August 1, 2007 at 4:45 am
Hi,
I have a table with 1000's of rows, and each row is one of 10 types.
What I want is a statement to return one row per type, but that the row is chosen at random, so each time I execute the row I'll get 10 rows, 1 per type, but each row will be different from the last time I run it
There must be a better way than inserting top 1 rows ordering by newid() into a temp table then returning the 10 rows as e result set..
Thanks!
August 1, 2007 at 4:56 am
Are you talking about PAGING?
You want 10 records at a time (one fo each type) on a "page"?
When you click "next" you want next 10 records (all again of different type)?
N 56°04'39.16"
E 12°55'05.25"
August 1, 2007 at 4:59 am
Hi, No its not for paging.
It's for showing different films but one per genre on a web page..
Thanks,
Andy
August 1, 2007 at 7:01 am
How are you else going to check that some of the films you are going to show, not already has been shown?
N 56°04'39.16"
E 12°55'05.25"
August 1, 2007 at 8:08 am
Well, each of the 10 items in each result set will have a different genre, so can't be shown twice in the same set of ten, and a film ere can only have one genre.

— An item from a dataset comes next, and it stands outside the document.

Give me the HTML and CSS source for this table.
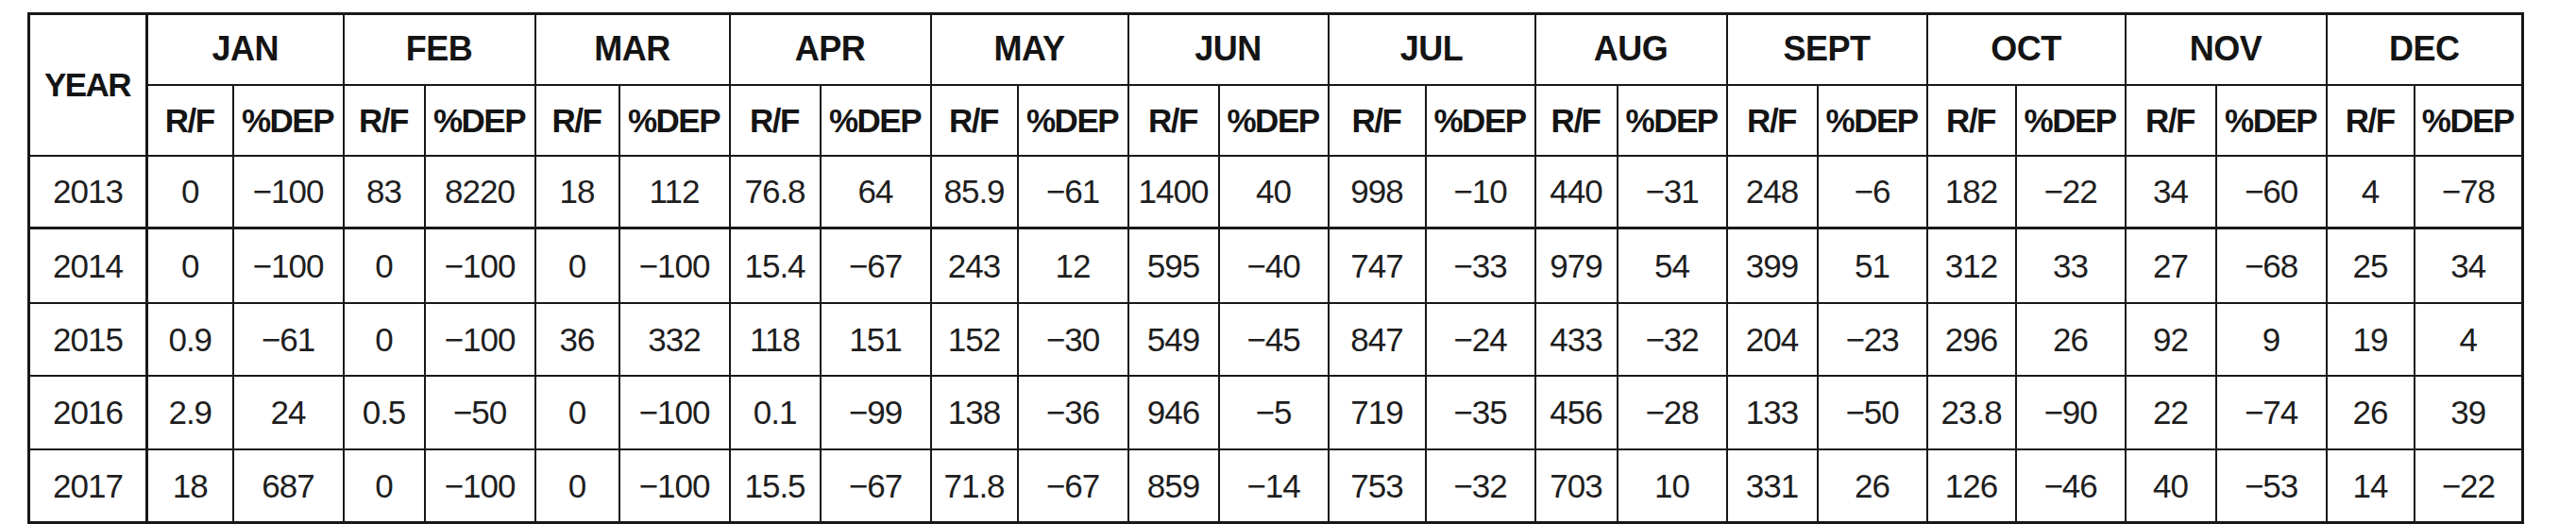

I'm not actually worried about whether it gets shown in successive result sets. Some genres may only have 10 films and others may have 1000. Plus anything random can potentially happen twice in a row anyway.
Hope that makes sense.
(Edited for sloppy typing )
August 1, 2007 at 9:19 am
-- Prepare sample data
CREATE TABLE #Movies
(
MovieID INT IDENTITY PRIMARY KEY,
GenreID INT
)
INSERT #Movies
(
GenreID
)
SELECT TOP 1000 1 + ABS(CHECKSUM(NEWID())) % 10
FROM master..syscolumns
-- Show the expected result
SELECT g.GenreID,
(SELECT TOP 1 m.MovieID FROM #Movies AS m WHERE m.GenreID = g.GenreID ORDER BY NEWID()) AS MovieID
FROM (
SELECT GenreID
FROM #Movies
GROUP BY GenreID
) AS g
ORDER BY g.GenreID
N 56°04'39.16"
E 12°55'05.25"
August 1, 2007 at 9:23 am
Our data in SQL Server may not be ordered based on the time to add them. If there is the ORDER clause in your queries, your retrieved data should be the same.
August 1, 2007 at 9:57 pm
Very nicely done, Peter. Nasty fast, too!
--Jeff Moden
Change is inevitable... Change for the better is not.
August 2, 2007 at 1:02 am
Thanks!
N 56°04'39.16"
E 12°55'05.25"
August 2, 2007 at 1:30 pm
A relational database doesn't really do random well. Here are a couple of more straightforward solutions. If you want truly random results from one query to another -- good luck.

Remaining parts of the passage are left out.